Diese alten Rebgebiete waren nur durch Fußpfade erschlossen. Pfähle, Dünger, Kompost und später auch die Spritzlösungen wurden auf dem Rücken den Hang hinaufgetragen. Ebenso trugen die Winzer ihre Trauben und das Rebholz auf dem Rücken ins Tal. Als dann die Nationalsozialisten verfügten, die allseits beliebten „Amerikaner“ auszuhauen, bedeutete dies das Ende, aber auch die Wende im Weinbau.
Bereits damals erkannten einige fortschrittliche Winzer die Notwendigkeit einer Rebflurbereinigung mit der planmäßigen Kultur von Pfropfreben. Aber noch bis zum Jahr 1970 herrschte in den Weinbergen eine verwirrende Sortenvielfalt. Dann gelang es dem Vorsitzenden des Obst- und Gartenbauvereins, Oskar Rühl, nach langer Aufklärungsarbeit, die Weinbauern davon zu überzeugen, dass mit modernen Anbaumethoden und geeigneten Rebsorten ein lohnender Weinbau möglich ist. Diese Bemühungen mündeten schließlich in die Flurbereinigung „Heiligenstein“ mit den Rebsorten Riesling und Müller-Thurgau.
Im Jahre 1974 gründeten 19 Winzer unter der Führung von Eugen Greulich die Winzergenossenschaft Mühlhausen. Diese ist Mitglied beim Winzerkeller Wiesloch, wo die Weine ausgebaut und vermarktet werden. Zur hiesigen Winzergenossenschaft gehören auch Winzer aus den Ortsteilen Rettigheim und Tairnbach sowie aus den Nachbargemeinden Angelbachtal und Eschelbach. Zur Weinlese 1975 entstand im Gewann „Fraubronnen“ eine Winzerhalle, in der die Trauben angeliefert werden.

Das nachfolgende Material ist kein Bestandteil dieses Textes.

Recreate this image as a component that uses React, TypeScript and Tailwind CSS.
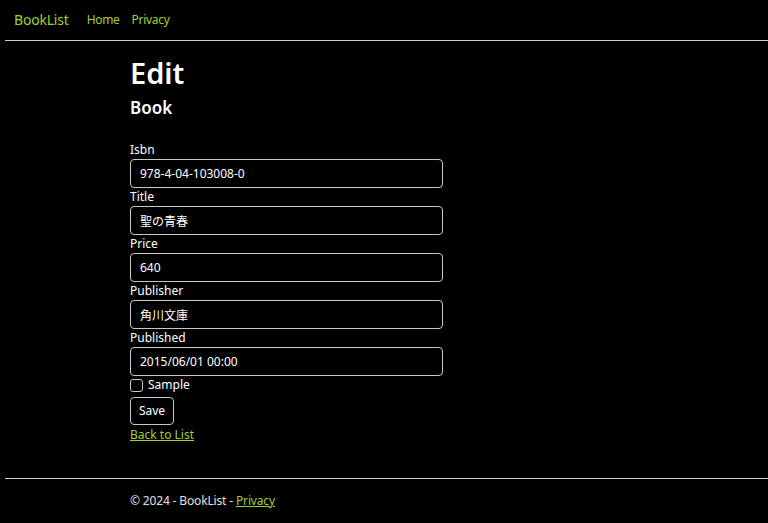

Durch die weitere Flurbereinigung wurde die Rebfläche im Gewann „Lichtengrund“ erweitert und mit rotem Spätburgunder bestückt. Heute zählt die Winzergenossenschaft Mühlhausen knapp 70 Mitglieder, die auf einer Fläche von gut 30 Hektar hauptsächlich die Traubensorten Weißburgunder, Riesling, Müller-Thurgau und Spätburgunder anbauen. Das Motto der Winzer lautet heute: „Qualität ist wichtiger als Quantität – mehr Klasse als Masse“. Nach über tausend Jahren Weinbau gehört unser Dorf mit dem „Mühlhausener Heiligenstein“ wieder zu den Orten, deren Weine bei Kennern einen guten Namen haben.